…Talk About the Drought! President Roosevelt Visits Nebraska Panhandle
In an earlier post we we recalled the effects of the 1890s drought in Nebraska. Unfortunately, it would not be the last.
In 1936, Nebraska farmers were facing similar hardship. The ongoing drought (or “drouth” as it was often spelled) was unrelenting, and continued to produce record-breaking temperatures. The Grand Island Independent (perhaps exaggerating a bit) called it the “worst drouth in climatological history.”
Lincoln Star, August 31, 1936 (above).
In “Franklin D Roosevelt’s Visit to Sidney During the Drouth of 1936” (Nebraska History, Spring 1984), Bethene Wookey Larson explains that following the death of Secretary of War George H. Dern, Roosevelt’s route was detoured so he could attend the funeral, causing an unplanned stop in Sidney, Nebraska. The president toured local farms and discussed the situation with farmers and their families. He spoke at length with a farmer named O.D. Burris, who was having difficulty making payments on a loan. The Lincoln Star reported a piece of their conversation:
“ ‘You ought to plant some trees,’ observed the President, gazing about at the dusty panorama, and his own dust-covered clothes.

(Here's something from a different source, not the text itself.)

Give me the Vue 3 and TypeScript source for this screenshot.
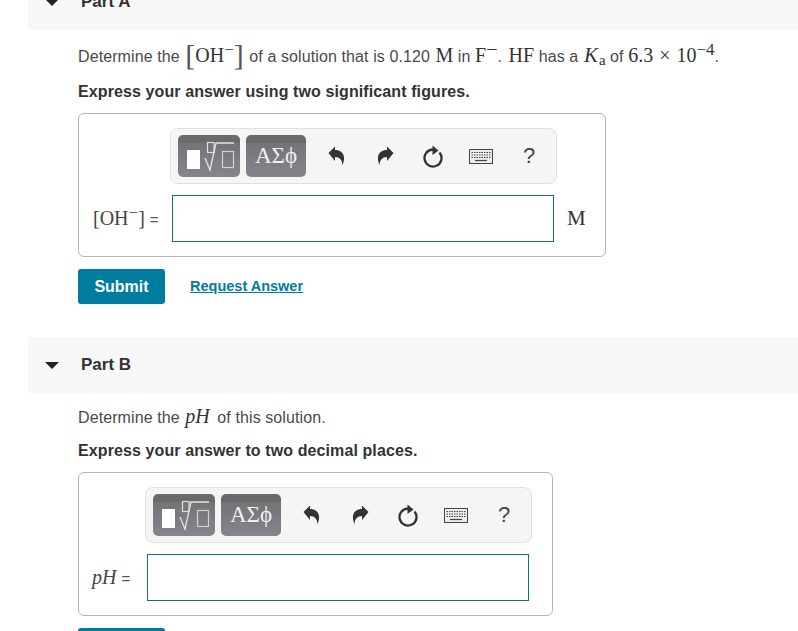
<script setup lang="ts">
const tools: string[] = ['undo', 'redo', 'reset', 'keys', 'help']
</script>

<template>
  <div class="page">
    <header class="part-head first">
      <span class="caret"></span>
      <h2>Part A</h2>
    </header>
    <section class="part-body">
      <p class="prompt">
        Determine the
        <span class="math bracketed"><i class="br">[</i>OH<sup>−</sup><i class="br">]</i></span>
        of a solution that is 0.120 <span class="math unit-m">M</span> in <span class="math ion">F<sup>−</sup></span>.
        <span class="math hf">HF</span> has a <span class="math ka"><em>K</em><sub>a</sub></span> of
        <span class="math sci">6.3 × 10<sup>−4</sup></span>.
      </p>
      <p class="instr">Express your answer using two significant figures.</p>

      <div class="answer-box wide">
        <div class="toolbar">
          <div class="tpl-btn">
            <svg width="62" height="42" viewBox="0 0 62 42">
              <rect x="9" y="15" width="13" height="19" fill="#fff" />
              <rect x="29.5" y="7.5" width="6.5" height="10" fill="none" stroke="#ddd" stroke-width="1.2" />
              <path d="M27 23 L32 35 L38 8 H56" fill="none" stroke="#e4e4e4" stroke-width="1.3" />
              <rect x="44.5" y="16.5" width="11" height="16" fill="none" stroke="#d0d0d0" stroke-width="1.2" />
            </svg>
          </div>
          <div class="tpl-btn sym">ΑΣϕ</div>
          <div class="tools">
            <span v-for="t in tools" :key="t" class="tool">
              <svg v-if="t === 'undo'" width="18" height="20" viewBox="0 0 18 20">
                <path d="M0.5 7 L7 0.5 V4 C13 4 19 8 14.5 19.5 C14.5 14 11.500 11 7 11 V15 Z" fill="#333" />
              </svg>
              <svg v-else-if="t === 'redo'" width="18" height="20" viewBox="0 0 18 20">
                <path d="M17.5 7 L11 0.5 V4 C5 4 -1 8 3.5 19.5 C3.500 14 6.500 11 11 11 V15 Z" fill="#333" />
              </svg>
              <svg v-else-if="t === 'reset'" width="20" height="24" viewBox="0 0 20 24">
                <path d="M16.5 8.5 A8.5 8.5 0 1 1 10 5.5" fill="none" stroke="#333" stroke-width="2.3" />
                <path d="M9.5 1.5 L15.5 6.5 L9.5 11 Z" fill="#333" />
              </svg>
              <svg v-else-if="t === 'keys'" width="24" height="15" viewBox="0 0 24 15">
                <rect x="0.5" y="0.5" width="23" height="14" fill="#eee" stroke="#444" />
                <path d="M2.5 3.5 H21.5 M2.5 6 H21.5 M2.5 8.5 H21.5" stroke="#444" stroke-width="1.2" stroke-dasharray="1.5 1" />
                <path d="M6 11.5 H18" stroke="#444" stroke-width="1.2" />
              </svg>
              <span v-else class="help">?</span>
            </span>
          </div>
        </div>
        <div class="answer-row">
          <label class="ans-label first-label"><span class="math label-oh">[OH<sup>−</sup>]</span><span class="eq">=</span></label>
          <input class="ans-input" type="text" />
          <span class="unit math">M</span>
        </div>
      </div>

      <div class="actions">
        <button class="submit" type="button">Submit</button>
        <a class="request" href="#">Request Answer</a>
      </div>
    </section>

    <header class="part-head">
      <span class="caret"></span>
      <h2>Part B</h2>
    </header>
    <section class="part-body second">
      <p class="prompt small">
        Determine the <span class="math ph"><em>pH</em></span> of this solution.
      </p>
      <p class="instr">Express your answer to two decimal places.</p>

      <div class="answer-box narrow">
        <div class="toolbar">
          <div class="tpl-btn">
            <svg width="62" height="42" viewBox="0 0 62 42">
              <rect x="9" y="15" width="13" height="19" fill="#fff" />
              <rect x="29.5" y="7.5" width="6.5" height="10" fill="none" stroke="#ddd" stroke-width="1.2" />
              <path d="M27 23 L32 35 L38 8 H56" fill="none" stroke="#e4e4e4" stroke-width="1.3" />
              <rect x="44.5" y="16.5" width="11" height="16" fill="none" stroke="#d0d0d0" stroke-width="1.2" />
            </svg>
          </div>
          <div class="tpl-btn sym">ΑΣϕ</div>
          <div class="tools">
            <span v-for="t in tools" :key="t" class="tool">
              <svg v-if="t === 'undo'" width="18" height="20" viewBox="0 0 18 20">
                <path d="M0.5 7 L7 0.5 V4 C13 4 19 8 14.5 19.5 C14.5 14 11.500 11 7 11 V15 Z" fill="#333" />
              </svg>
              <svg v-else-if="t === 'redo'" width="18" height="20" viewBox="0 0 18 20">
                <path d="M17.5 7 L11 0.5 V4 C5 4 -1 8 3.5 19.5 C3.500 14 6.500 11 11 11 V15 Z" fill="#333" />
              </svg>
              <svg v-else-if="t === 'reset'" width="20" height="24" viewBox="0 0 20 24">
                <path d="M16.5 8.5 A8.5 8.5 0 1 1 10 5.5" fill="none" stroke="#333" stroke-width="2.3" />
                <path d="M9.5 1.5 L15.5 6.5 L9.5 11 Z" fill="#333" />
              </svg>
              <svg v-else-if="t === 'keys'" width="24" height="15" viewBox="0 0 24 15">
                <rect x="0.5" y="0.5" width="23" height="14" fill="#eee" stroke="#444" />
                <path d="M2.5 3.5 H21.5 M2.5 6 H21.5 M2.5 8.5 H21.5" stroke="#444" stroke-width="1.2" stroke-dasharray="1.5 1" />
                <path d="M6 11.5 H18" stroke="#444" stroke-width="1.2" />
              </svg>
              <span v-else class="help">?</span>
            </span>
          </div>
        </div>
        <div class="answer-row">
          <label class="ans-label"><span class="math"><em>pH</em></span><span class="eq">=</span></label>
          <input class="ans-input" type="text" />
        </div>
      </div>

      <div class="actions">
        <button class="submit" type="button">Submit</button>
      </div>
    </section>
  </div>
</template>

<style>
html,
body {
  margin: 0;
  background: #fff;
  overflow: hidden;
}
</style>

<style scoped>
.page {
  height: 631px;
  overflow: hidden;
  font-family: 'Liberation Sans', Arial, sans-serif;
  color: #4a4a4a;
  font-size: 16px;
}

.part-head {
  display: flex;
  align-items: center;
  height: 56px;
  margin-left: 28px;
  background: #f8f8f8;
  position: relative;
}

.part-head.first {
  margin-top: -26px;
}

.caret {
  position: absolute;
  left: 17px;
  width: 0;
  height: 0;
  border-left: 7px solid transparent;
  border-right: 7px solid transparent;
  border-top: 7px solid #222;
}

.part-head h2 {
  margin: 0 0 0 53px;
  font-size: 17px;
  line-height: 20px;
  font-weight: 700;
  color: #333;
}

.part-body {
  padding: 0 0 0 78px;
  height: 307px;
  box-sizing: border-box;
}

.prompt {
  margin: 0;
  padding-top: 13px;
  height: 37px;
  line-height: 24px;
  letter-spacing: 0.1px;
  white-space: nowrap;
}

.prompt.small {
  padding-top: 11px;
  height: 35px;
}

.instr {
  margin: 0;
  font-weight: 700;
  color: #333;
  line-height: 24px;
  letter-spacing: 0.1px;
}

.math {
  font-family: 'Liberation Serif', 'Times New Roman', serif;
  font-size: 20px;
  color: #333;
  letter-spacing: 0;
}

.math sup {
  font-size: 17px;
  line-height: 0;
  vertical-align: 7px;
}

.math sub {
  font-size: 15px;
  line-height: 0;
  vertical-align: -3px;
  margin-left: 1px;
}

.bracketed {
  margin: 0 1px 0 1px;
}

.bracketed .br {
  font-style: normal;
  font-size: 30px;
  line-height: 0;
  vertical-align: -3px;
  color: #555;
}

.unit-m {
  margin-left: 1px;
}

.ion sup {
  font-size: 20px;
  vertical-align: 6px;
}

.hf {
  margin-left: 2px;
}

.ka {
  margin-left: 1px;
  font-size: 21px;
}

.sci {
  word-spacing: 1px;
}

.ph {
  margin: 0 3px 0 1px;
}

.answer-box {
  box-sizing: border-box;
  border: 1px solid #b5b5b5;
  border-radius: 6px;
  height: 144px;
  margin-top: 9px;
  display: flex;
  flex-direction: column;
}

.answer-box.wide {
  width: 528px;
  padding: 14px 0 0 91px;
}

.answer-box.narrow {
  width: 475px;
  padding: 14px 0 0 66px;
}

.toolbar {
  display: flex;
  align-items: center;
  box-sizing: border-box;
  width: 387px;
  height: 56px;
  padding-left: 7px;
  gap: 6px;
  background: #f5f5f5;
  border: 1px solid #e0e0e0;
  border-radius: 8px;
}

.tpl-btn {
  flex: none;
  width: 62px;
  height: 42px;
  border-radius: 5px;
  background: linear-gradient(#6a6a6a 0 8px, #737378 8px, #85858b);
}

.tpl-btn svg {
  display: block;
}

.sym {
  width: 60px;
  line-height: 41px;
  text-align: center;
  font-family: 'Liberation Serif', serif;
  font-size: 23px;
  color: #f0f0f0;
}

.tools {
  display: flex;
  align-items: center;
  margin-left: 1px;
}

.tool {
  width: 48px;
  display: flex;
  justify-content: center;
  align-items: center;
}

.help {
  font-size: 22px;
  color: #444;
}

.answer-row {
  display: flex;
  align-items: center;
  margin-top: 11px;
}

.wide .answer-row {
  margin-left: -91px;
}

.narrow .answer-row {
  margin-left: -66px;
}

.ans-label {
  box-sizing: border-box;
  width: 68px;
  padding-left: 13px;
  white-space: nowrap;
}

.ans-label.first-label {
  width: 93px;
  padding-left: 14px;
}

.ans-label .math {
  color: #444;
}

.eq {
  font-size: 15px;
  color: #555;
  margin-left: 5px;
}

.ans-input {
  box-sizing: border-box;
  width: 382px;
  height: 47px;
  border: 1px solid #14707f;
  background: #fff;
  outline: none;
  padding: 0;
}

.unit {
  margin-left: 13px;
  font-size: 21px;
}

.actions {
  display: flex;
  align-items: center;
  margin-top: 12px;
  gap: 25px;
}

.submit {
  width: 87px;
  height: 35px;
  border: none;
  border-radius: 3px;
  background: #007c9e;
  color: #fff;
  font-family: inherit;
  font-size: 16px;
  font-weight: 700;
  padding: 0;
}

.request {
  color: #007c9e;
  font-size: 14.5px;
  font-weight: 700;
  padding-bottom: 2px;
}
</style>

“ ‘Yes, sir, I know it, they sure would help,’ replied Burris.
“ ‘What are you going to do with that?’ asked the president, waving at the shriveled [corn] stalks.
“ ‘Feed it,’ was the reply. The farmer said he had eight head of cattle and five head of horses which he hoped to take through the winter.”
The Presidents spoke encouragingly to Sidney citizens, and promised to help all he could.
Grand Island Daily Independent, September 2, 1936. The article on the left describes a conference in Des Moines, Iowa, where Franklin Roosevelt and Republican presidential nominee Alf Landon would meet to discuss the drought.
While on his drought tour Roosevelt visited the in-progress Mount Rushmore, inspiring him to speak to Americans about their hard work and the investment they were making for future generations.
“…I think we can, perhaps, meditate a little on those Americans ten thousand years from now…Let us hope that at least they will give us the benefit of the doubt — that they will believe we have honestly striven every day through each generation to preserve for our descendants a decent land to live in and a decent form of government.”